From: American Housing Survey (AHS) ListServ <ahs@huduser.org>

The HUD USER web site has a number of updates related to the American Housing Survey:

2011 AHS Page
The 2011 survey is still in the field, of course (69,702 cases checked in!), but we have started a web page for it. You can download the instrument items booklet in English and Spanish. This is a human-readable (more or less) version of the survey instrument. You can see the wording of the questions and responses. You can also download a copy of the instrument software that you can install and run on a Windows-based computer. It won't save any results, but you can step through an interview and follow how the program branches as it gathers information from the respondent. http://www.huduser.org/portal/datasets/ahs/ahsdata11.html

2009 Metropolitan Survey Report
We've done something different with the metropolitan surveys this year. Instead of printing separate reports for each metropolitan area, we've put them all into a single volume. It covers all seven metropolitan areas surveyed in 2009: Chicago, Detroit, Philadelphia, New Orleans, New York, Northern New Jersey, and Seattle. You can download a PDF version of the volume from the Census Bureau web site at http://www.census.gov/prod/2011pubs/h170-09.pdf , or you can order a paper copy from the HUD USER web store (http://webstore.huduser.org/catalog/index.php). This will probably be the very last time we print a metropolitan report. When we finish collecting the data for the 29 metropolitan areas in the 2011 survey, the data will be available on American Factfinder.

2009 Replicate Weights Dataset
Because the AHS does not use a simple random sample, variances of AHS-based estimates are difficult to calculate. Standard statistical software, which assume simple random samples, will tend to underestimate variances. For the first time, we have produced a replicate weight dataset for the AHS national survey. These replicate weights can be used to calculate correct variances, using software such as SAS PROC SURVEYMEANS. The dataset is available for download in SAS and ASCII formats from http://www.huduser.org/portal/datasets/ahs/ahsdata09.html . Be sure to download the documentation file from the same page. If anyone has instructions on how to use these weights with software other than SAS, I would appreciate having a copy for our user-supplied software library.

2009 CINCH Datasets
The Components of Inventory Change (CINCH) program uses the longitudinal features of the AHS to trace the sources and disposition of the housing stock. The CINCH (and Rental Dynamics) reports have been available for some time. Now you can also download datasets containing the special CINCH weights and recodes, so that you can do your own tabulations on changes in the housing stock. There are datasets for the National, Seattle, and New Orleans surveys.
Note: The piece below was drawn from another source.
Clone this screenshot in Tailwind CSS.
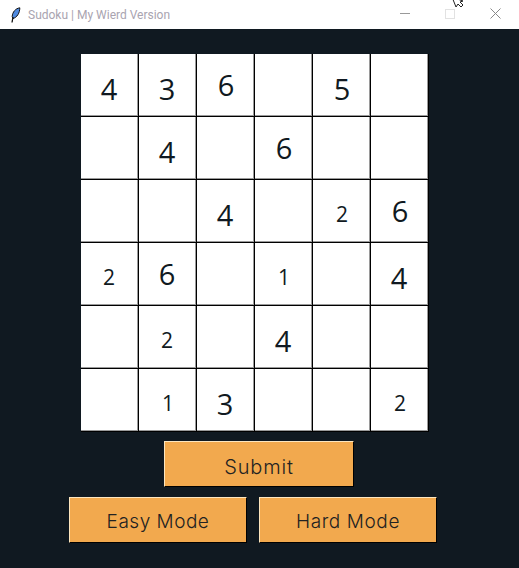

You can download these by following the links from http://www.huduser.org/portal/datasets/cinch.html.

AHS Research Conference
You've seen this last one before, but another reminder:
In Spring 2012, the Office of Policy Development & Research, Department of Housing and Urban Development, will host the 2nd Annual American Housing Survey User Conference. The purpose of the user conference is to highlight recent research results based on American Housing Survey (AHS) data. To inform this conference, we invite scholars to propose research papers that apply the special features of the AHS datasets to issues of current interest.

The deadline for submission has been extended to September 16, 2011. For details about how to submit an abstract, go to http://www.huduser.org/portal/datasets/ahs/academicpapers_2011.html.

Dav Vandenbroucke
Senior Economist
U.S. Dept. HUD
david.a.vandenbroucke@hud.gov
202-402-5890

I disclaim any disclaimers.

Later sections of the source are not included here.